One of my favorite biographies of a photographer is Sue Davidson Lowe’s, Stieglitz: A Memoir. It really captures of one the great love stories of modern photography. Not the one between Alfred Steglitz and Gerogia O’Keefe, but the one between Stieglitz and Paul Strand. Strand, after studying with Lewis Hine found his way to Stieglitz as a young photographer. During the review of his work, Stieglitz gave him suggestions on his form and technique, which spurred Strand on to create the style which made him famous. Strand was a 291 favorite, Stieglitz gave him his first solo show there, and regularly published his photographs in Camera Work. But as the years went on, Strand’s success grew and a natural competition developed between the two men. Eventually differences in their ideas about photography, politics, and some wife swapping, destroyed their relationship.
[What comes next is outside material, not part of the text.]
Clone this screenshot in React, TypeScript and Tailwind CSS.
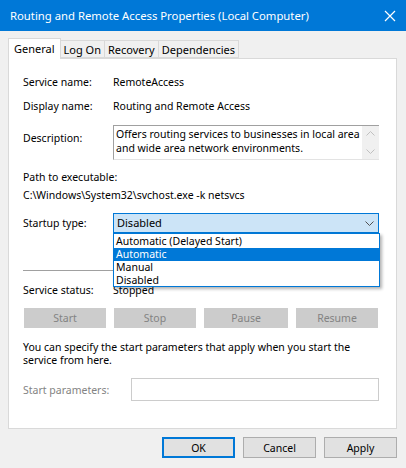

The student teacher relationship no matter how fruitful is always complex. It is natural to go through a period of adolescent rebellion and disavow your mentor. Sometimes it is only subconscious tension, or in the case of Strand and Stieglitz a total break up. Or as I mentioned about Alec Soth in my post yesterday, perhaps only to want to be judged on your own work, not always in relation to your teacher. It is necessary to shift to developing your own thoughts and ideas about your work, if not you never find your individual voice as an artist. But you always have an imaginary creative umbilical cord to your mentor. Joel has only ever had good things to say about Alec, and I know that they have a great relationship (which Alec himself spoke of in a lovely email to me yesterday.). I think that it is rare to find someone who can help you find something within yourself that you perhaps did not know existed. And when you find it, although is may have some pitfalls, what you gain is invaluable. I am glad that so many people enjoyed Joel’s article and my post and I would love to hear stories from other people about their mentor experiences.